Hornsby’s jealousy grows more powerful, and, after he has a greedy promoter murdered, he begins pushing back against Florence, threatening to expose her as a fraud and implicate her in the murder if she doesn’t run away with him and do… you know, other things she doesn’t look too thrilled about. At this point she panics, and desperately notes, at this point, “God wouldn’t believe me under oath!”
She confesses the truth of her situation to John, and, amazingly, he wants to help her out of the jam. Things don’t go as planned, and Florence must decide whether or not she can continue with the fraud she’s perpetrating, or if she’s willing to come clean to exploiting hundreds of people.
The Miracle Woman is born out of the fabric of a decade of pain, touching on both war and the profit motive that lines the cage of America. George M. Cohan (he of Yankee Doodle Dandy fame) gets quoted multiple times, both as a showman and as a trumpeter of the American way; his battle hymn, “Over There”, helps bring people into the decadent religious ceremonies, again underlining the mockery of sincere patriotism and faith that evangelists use to exploit the masses.
Capra does some really great work here in one of his first sound films, and Barbara Stanwyck, whose character motivations remain cloudy, still manages to craft a wholly sad and understandable persona. Manners, who was also quite charming back in Man Wanted, may be one of the few actors who could play a character with a disability so effortlessly. His performance is nuanced, making John so dorky– in one lengthy scene, he uses a ventriloquist dummy to woo Florence– that we witness it going from pathetic to adorable by just the sound of his voice.
If the movie never becomes as cutting or nasty as it could be, it’s because it’s obvious that Capra still held back. He made a romance movie with an issue, not an issue movie with a romance. It was still pushing the limits of what it could say about evangelical hucksters when it was made, and full enforcement of the Motion Picture Production Code in 1934 meant that even diluted message pictures like this were not much longer for the world.
Though The Miracle Women is a muted kind of masterpiece, filled with beautiful cinematography and nuanced, tender performances, it’s existence serves to demonstrate that the effects of censorship wasn’t just of ladies in their underwear. They were also political, allowing control of the filmic dialogue about faith and exploitation that would leave three future decades of American film essentially toothless. At worst, The Miracle Woman serves as a better signpost towards counterculture cinema of the 60s and 70s than many of the films that directly proceeded it. At best, though, the movie is a beautiful love story that just misses the mark of true greatness.
A Visual Breakdown
Here are some extra screenshots I took. Click on any picture to enlarge!
Trivia & Links
- This post is part of the Barbara Stanwyck Blogathon hosted by The Girl With the White Parasol. Check it out to see a lot of great posts by a lot of great writers about one of the greatest actresses! Also, if you’re bored, you can see all the Stanwyck movies I’ve reviewed for this site here, as well as my take on Double Indemnity with my pal Ryan over at Can’t Stop the Movies.
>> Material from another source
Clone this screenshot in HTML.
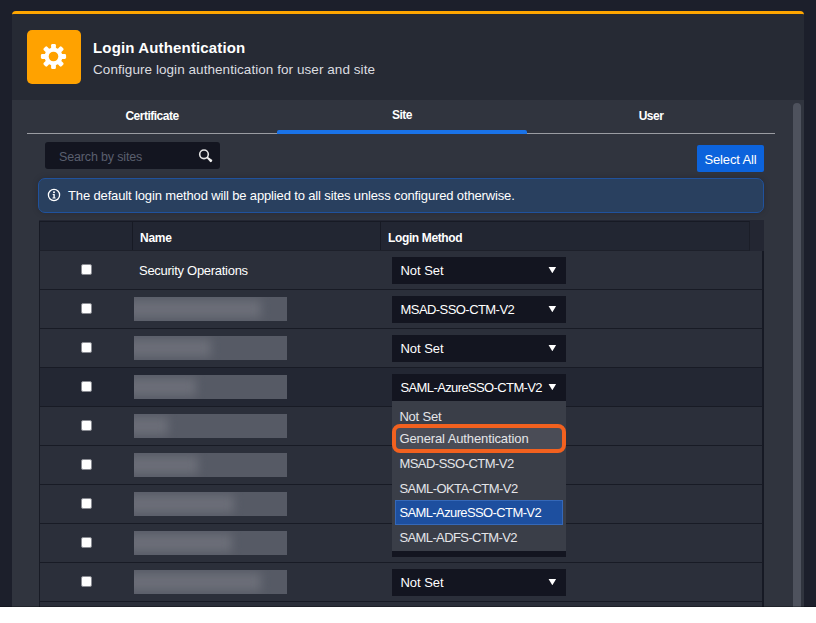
<!DOCTYPE html>
<html><head><meta charset="utf-8">
<style>
*{box-sizing:border-box;margin:0;padding:0}
html,body{width:816px;height:623px;overflow:hidden;background:#fff}
body{font-family:"Liberation Sans",sans-serif;color:#fff;position:relative}
div,span,i{position:absolute}
#bg{left:0;top:0;width:816px;height:607px;background:#1c1f2b;overflow:hidden}
#card{left:12px;top:11px;width:792px;height:620px;background:#30343e;border-top:3px solid #ffa600;border-radius:4px 4px 0 0;overflow:hidden}
#hdr{left:0;top:0;width:792px;height:86px;background:#262a34}
#ico{left:15px;top:16px;width:54px;height:54px;background:#ffa200;border-radius:5px}
#ico svg{position:absolute;left:0;top:0}
#ttl{left:81px;top:25px;font-size:15px;font-weight:bold;white-space:nowrap;letter-spacing:0.15px}
#sub{left:81px;top:48px;font-size:13.5px;color:#dcdde0;white-space:nowrap;letter-spacing:0.06px}
.tab{top:95px;font-size:12px;font-weight:bold;white-space:nowrap;text-align:center;width:250px;letter-spacing:-0.5px}
#tabline{left:15px;top:119px;width:748px;height:1px;background:#9a9ca2}
#tabact{left:265px;top:116px;width:250px;height:4px;background:#1a73e8;border-radius:2px 2px 0 0}
#search{left:33px;top:128px;width:175px;height:27px;background:#131520;border-radius:3px}
#search span{left:14px;top:8px;font-size:12.5px;color:#5a5f6e;white-space:nowrap;letter-spacing:-0.15px}
#search svg{position:absolute;left:152px;top:7px}
#selall{left:685px;top:131.4px;width:67px;height:27px;background:#0c63dc;border-radius:2px;font-size:13px;text-align:center;line-height:29px;white-space:nowrap;letter-spacing:-0.15px}
#info{left:26px;top:164px;width:726px;height:35px;background:#29405f;border:1px solid #20529d;border-radius:7px;box-shadow:0 0 6px rgba(0,0,0,.18)}
#info span{left:29px;top:9px;font-size:13px;white-space:nowrap;letter-spacing:-0.14px}
#info svg{position:absolute;left:7.5px;top:9px}
#tbl{left:27px;top:206px;width:725px;height:420px;background:#232632}
#thead{left:0;top:1px;width:711px;height:30px;background:#222632;border:1px solid #171a24;border-bottom-color:#1d202a;border-right-color:#1b1e28}
#thead b{position:absolute;top:0;width:1px;height:28px;background:#171a24}
.th{top:9px;font-size:12px;font-weight:bold;white-space:nowrap;letter-spacing:-0.25px}
.row{left:0;width:725px;height:39px;border-bottom:1px solid #181b25;border-left:1px solid #181b25;border-right:2px solid #161924;background:#2b2f3a}
.cb{left:41px;top:13px;width:11px;height:11px;background:#fff;border:1px solid #8a8c93;border-radius:2px}
.blur{left:94px;top:7px;width:153px;height:24px;background:#565a65;overflow:hidden}
.blur i{left:-8px;top:3px;height:18px;background:#6b6e78;filter:blur(5px)}
.sel{left:352px;top:6px;width:174px;height:27px;background:#131520}
.sel span{left:8.5px;top:6px;font-size:13px;white-space:nowrap}
.sel i{left:156.4px;top:9.8px;width:7.9px;height:6.4px;background:#fff;clip-path:polygon(0 0,100% 0,50% 100%)}
.nm{left:99px;top:12px;font-size:13px;white-space:nowrap;letter-spacing:-0.28px}
#dd{left:380px;top:387px;width:174px;height:150px;background:#3a3e48}
.opt{left:7.4px;font-size:13px;white-space:nowrap;color:#e4e5e8;letter-spacing:-0.2px}
#hl{left:0;top:23px;width:174px;height:29px;border:4px solid #f2611f;border-radius:8px;background:#4a4c56}
#cur{left:3px;top:98.6px;width:168px;height:25px;background:#1d4f9f;border:1px solid #3568b8}
#sb{left:781px;top:89px;width:8px;height:540px;background:#4e525d;border-radius:4px}
</style></head><body>
<div id="bg">
<div id="card">
 <div id="hdr">
  <div id="ico"><svg width="54" height="54" viewBox="0 0 54 54"><g transform="translate(26.5,26.5)" fill="#fff"><rect x="-2.4" y="-12.6" width="4.8" height="7" rx="1.3" transform="rotate(0)"/><rect x="-2.4" y="-12.6" width="4.8" height="7" rx="1.3" transform="rotate(45)"/><rect x="-2.4" y="-12.6" width="4.8" height="7" rx="1.3" transform="rotate(90)"/><rect x="-2.4" y="-12.6" width="4.8" height="7" rx="1.3" transform="rotate(135)"/><rect x="-2.4" y="-12.6" width="4.8" height="7" rx="1.3" transform="rotate(180)"/><rect x="-2.4" y="-12.6" width="4.8" height="7" rx="1.3" transform="rotate(225)"/><rect x="-2.4" y="-12.6" width="4.8" height="7" rx="1.3" transform="rotate(270)"/><rect x="-2.4" y="-12.6" width="4.8" height="7" rx="1.3" transform="rotate(315)"/><circle r="9"/><circle r="4.8" fill="#ffa200"/></g></svg></div>
  <div id="ttl">Login Authentication</div>
  <div id="sub">Configure login authentication for user and site</div>
 </div>
 <div class="tab" style="left:15px">Certificate</div>
 <div class="tab" style="left:265px;top:94px">Site</div>
 <div class="tab" style="left:514px">User</div>
 <div id="tabline"></div><div id="tabact"></div>
 <div id="search"><span>Search by sites</span><svg width="17" height="16" viewBox="0 0 17 16"><circle cx="7" cy="5.3" r="4.3" fill="none" stroke="#e4e4e4" stroke-width="1.6"/><path d="M9.3 8.6 L10.3 7.4 L15.3 10.9 Q15.6 12.6 13.4 13.3 Z" fill="#efefef"/></svg></div>
 <div id="selall">Select All</div>
 <div id="info"><svg width="14" height="14" viewBox="0 0 14 14"><circle cx="7" cy="7" r="5.6" fill="none" stroke="#fff" stroke-width="1.3"/><circle cx="7" cy="4.2" r="1" fill="#fff"/><path d="M5.7 6.1h2.1v3.3h.8v1H5.5v-1h.9V7.1h-.7z" fill="#fff"/></svg><span>The default login method will be applied to all sites unless configured otherwise.</span></div>
 <div id="tbl">
  <div id="thead"><b style="left:92px"></b><b style="left:340px"></b><div class="th" style="left:100px">Name</div><div class="th" style="left:348px;letter-spacing:-0.37px">Login Method</div></div>
  <div class="row" style="top:31px"><div class="cb"></div><div class="nm">Security Operations</div><div class="sel"><span style="letter-spacing:-0.03px">Not Set</span><i></i></div></div>
  <div class="row" style="top:70px"><div class="cb"></div><div class="blur"><i style="width:135px"></i></div><div class="sel"><span style="letter-spacing:-0.56px">MSAD-SSO-CTM-V2</span><i></i></div></div>
  <div class="row" style="top:109px"><div class="cb"></div><div class="blur"><i style="width:85px"></i></div><div class="sel"><span style="letter-spacing:-0.03px">Not Set</span><i></i></div></div>
  <div class="row" style="top:148px;background:#232733"><div class="cb"></div><div class="blur"><i style="width:70px"></i></div><div class="sel"><span style="letter-spacing:-0.62px">SAML-AzureSSO-CTM-V2</span><i></i></div></div>
  <div class="row" style="top:187px"><div class="cb"></div><div class="blur"><i style="width:42px"></i></div><div class="sel"></div></div>
  <div class="row" style="top:226px"><div class="cb"></div><div class="blur"><i style="width:72px"></i></div><div class="sel"></div></div>
  <div class="row" style="top:265px"><div class="cb"></div><div class="blur"><i style="width:108px"></i></div><div class="sel"></div></div>
  <div class="row" style="top:304px"><div class="cb"></div><div class="blur"><i style="width:106px"></i></div><div class="sel"></div></div>
  <div class="row" style="top:343px"><div class="cb"></div><div class="blur"><i style="width:135px"></i></div><div class="sel"><span style="letter-spacing:-0.03px">Not Set</span><i></i></div></div>
  <div class="row" style="top:382px"><div class="cb"></div><div class="blur"><i style="width:100px"></i></div></div>
 </div>
 <div id="dd">
  <div class="opt" style="top:7.5px">Not Set</div>
  <div id="hl"></div>
  <div class="opt" style="top:29.5px;letter-spacing:-0.11px">General Authentication</div>
  <div class="opt" style="top:54.5px;letter-spacing:-0.52px">MSAD-SSO-CTM-V2</div>
  <div class="opt" style="top:79.5px;letter-spacing:-0.54px">SAML-OKTA-CTM-V2</div>
  <div id="cur"></div>
  <div class="opt" style="top:103.5px;color:#fff;letter-spacing:-0.61px">SAML-AzureSSO-CTM-V2</div>
  <div class="opt" style="top:128.5px;letter-spacing:-0.6px">SAML-ADFS-CTM-V2</div>
 </div>
 <div id="sb"></div>
</div>
<div style="left:0;top:606px;width:816px;height:1px;background:rgba(0,0,0,.3)"></div>
</div>
</body></html>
- Movie Classics has a good article (and some great comments, too) about the picture. Judy’s observation of how Al’s presence mimics Florence’s role as a mouthpiece are great, and one commenter smartly points out similarities between Kafka and one of the film’s more memorable set pieces.
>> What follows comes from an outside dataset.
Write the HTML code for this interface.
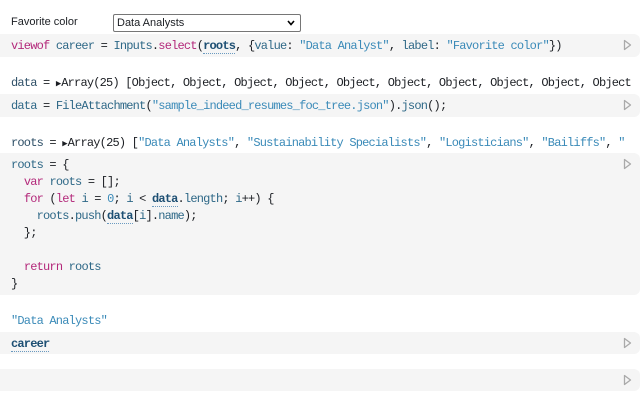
<!DOCTYPE html>
<html><head><style>
body{margin:0;width:640px;height:400px;background:#fff;overflow:hidden;position:relative;font-family:"Liberation Mono",monospace;font-size:12px;letter-spacing:-0.8px;color:#1b1e23}
.a{position:absolute;left:11px;white-space:pre;line-height:17px}
.cell{position:absolute;left:0;width:640px;background:#f5f5f5;border-radius:0 6px 6px 0}
.k{color:#b3287a}.v{color:#2e6887}.s{color:#3a8ab8}.f{color:#2e6887}
.b{font-weight:bold;color:#1d4f73;border-bottom:1px dotted #6a9ac0}
.o{color:#2e4f67}
.play{position:absolute;left:623px;width:9px;height:12px}
.tri{font-size:9px;letter-spacing:0}
</style></head><body>
<div style="position:absolute;left:11px;top:16px;font-family:'Liberation Sans',sans-serif;font-size:11px;letter-spacing:0">Favorite color</div>
<div style="position:absolute;left:113px;top:14px;width:183px;height:16px;border:1px solid #767676;border-radius:2px;font-family:'Liberation Sans',sans-serif;font-size:11px;letter-spacing:0;line-height:16px;padding-left:3px;box-sizing:content-box">Data Analysts<svg style="position:absolute;right:5px;top:5px" width="8" height="6" viewBox="0 0 8 6"><path d="M1 1L4 4.5L7 1" fill="none" stroke="#000" stroke-width="1.6"/></svg></div>

<div class="cell" style="top:34px;height:23px"></div>
<div class="a" style="top:38px"><span class="k">viewof</span> <span class="v">career</span> = <span class="v">Inputs</span>.<span class="k">select</span>(<span class="b">roots</span>, {<span class="f">value</span>: <span class="s">"Data Analyst"</span>, <span class="f">label</span>: <span class="s">"Favorite color"</span>})</div>

<div class="a" style="top:75px"><span class="o">data</span> = <span class="tri">▶</span>Array(25) [Object, Object, Object, Object, Object, Object, Object, Object, Object, Object</div>
<div class="cell" style="top:94px;height:23px"></div>
<div class="a" style="top:98px"><span class="v">data</span> = <span class="v">FileAttachment</span>(<span class="s">"sample_indeed_resumes_foc_tree.json"</span>).<span class="v">json</span>();</div>

<div class="a" style="top:135px"><span class="o">roots</span> = <span class="tri">▶</span>Array(25) [<span class="s">"Data Analysts"</span>, <span class="s">"Sustainability Specialists"</span>, <span class="s">"Logisticians"</span>, <span class="s">"Bailiffs"</span>, <span class="s">"</span></div>
<div class="cell" style="top:153px;height:142px"></div>
<div class="a" style="top:157px"><span class="v">roots</span> = {
  <span class="k">var</span> <span class="v">roots</span> = [];
  <span class="k">for</span> (<span class="k">let</span> <span class="v">i</span> = <span class="s">0</span>; <span class="v">i</span> &lt; <span class="b">data</span>.<span class="v">length</span>; <span class="v">i</span>++) {
    <span class="v">roots</span>.<span class="v">push</span>(<span class="b">data</span>[<span class="v">i</span>].<span class="v">name</span>);
  };

  <span class="k">return</span> <span class="v">roots</span>
}</div>

<div class="a" style="top:313px"><span class="s">"Data Analysts"</span></div>
<div class="cell" style="top:332px;height:22px"></div>
<div class="a" style="top:336px"><span class="b">career</span></div>
<div class="cell" style="top:369px;height:22px"></div>

<svg class="play" style="top:39px" viewBox="0 0 9 12"><path d="M1.5 1.5L7.5 6L1.5 10.5Z" fill="none" stroke="#aaa" stroke-width="1.3" stroke-linejoin="round"/></svg>
<svg class="play" style="top:99px" viewBox="0 0 9 12"><path d="M1.5 1.5L7.5 6L1.5 10.5Z" fill="none" stroke="#aaa" stroke-width="1.3" stroke-linejoin="round"/></svg>
<svg class="play" style="top:158px" viewBox="0 0 9 12"><path d="M1.5 1.5L7.5 6L1.5 10.5Z" fill="none" stroke="#aaa" stroke-width="1.3" stroke-linejoin="round"/></svg>
<svg class="play" style="top:337px" viewBox="0 0 9 12"><path d="M1.5 1.5L7.5 6L1.5 10.5Z" fill="none" stroke="#aaa" stroke-width="1.3" stroke-linejoin="round"/></svg>
<svg class="play" style="top:374px" viewBox="0 0 9 12"><path d="M1.5 1.5L7.5 6L1.5 10.5Z" fill="none" stroke="#aaa" stroke-width="1.3" stroke-linejoin="round"/></svg>
</body></html>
- If you’ve seen the movie, you almost have to admire Hornsby’s ability to have every single top headline in the city’s newspaper related to Sister Florence. That’s good PR work to say the least.
- This is part of the Early Frank Capra Collection that came out a few months ago, which includes another of other Pre-Codes I’ll be touching on in the immediate future. DVD Beaver does a rundown on how the set looks.
- The TCMdb has an article (recreated on the film’s DVD) that talks about the making of the film. Besides revealing that Capra was in love with Stanwyck (and who can blame him?), here it touches on Stanwyck’s early acting technique:
Fresh from the Broadway stage, Stanwyck was an instinctive actress who had yet to learn the formidable film technique that became the hallmark of her later performances. But at the time she gave her all on the first take, so Capra arranged to have her shot by multiple cameras, instructing her to keep going with the scene no matter what errors were made or what the other actors did. With this technique he could recapture Stanwyck’s fresh reactions in the editing room.
- A blog about Frank Capra covers this and talks about how it compares to the famous novel Elmer Gantry and what strange remote influence Lon Chaney may have had on a few scenes.
- The David Manners Fansite notes that this was one of the actor’s own personal favorite performances. The site is written by someone who knew Manners later in life and has lots of interesting tidbits, too.
- In case you were worried that 1930’s films were magically politically correct, John owns a Sambo doll, while one scene involves everyone equating Florence with a “coon shouter”.
- Mordaunt Hall’s review in the New York Times this week is actually pretty well observed, and makes a few good summaries:
This feature is clogged with detail and it is seldom that anything logical happens in the course of the narrative. Yet Miss Stanwyck, Mr. Manners and Sam Hardy, who impersonates Hornsby, gives clever performances. Beryl Mercer also does well as the friendly old caretaker of Carson’s apartment.
- Lastly, Movie Diva touches on the evangelist craze that sprung up post-World War I, and talks about some of the influences that are reflected in Miracle Woman. Here’s the best:
But, best of all was Sister Aimee McPherson and her Four Square Gospel. Sister Aimee dressed like an angel and in Los Angeles her Angelus Temple held thousands of the faithful. Those who could not attend in person listened on the radio. “In her famous throw-out-the-lifeline number, the former Ontario farm girl had a dozen imperiled maidens cling to a storm-lashed Rock of Ages while special effects men worked heroically with thunder, lightning and wind machines. Just when all seemed lost, Sister Aimee in an admiral’s uniform appeared and ordered a squad of lady sailors to the rescue.” (Axel Madsen).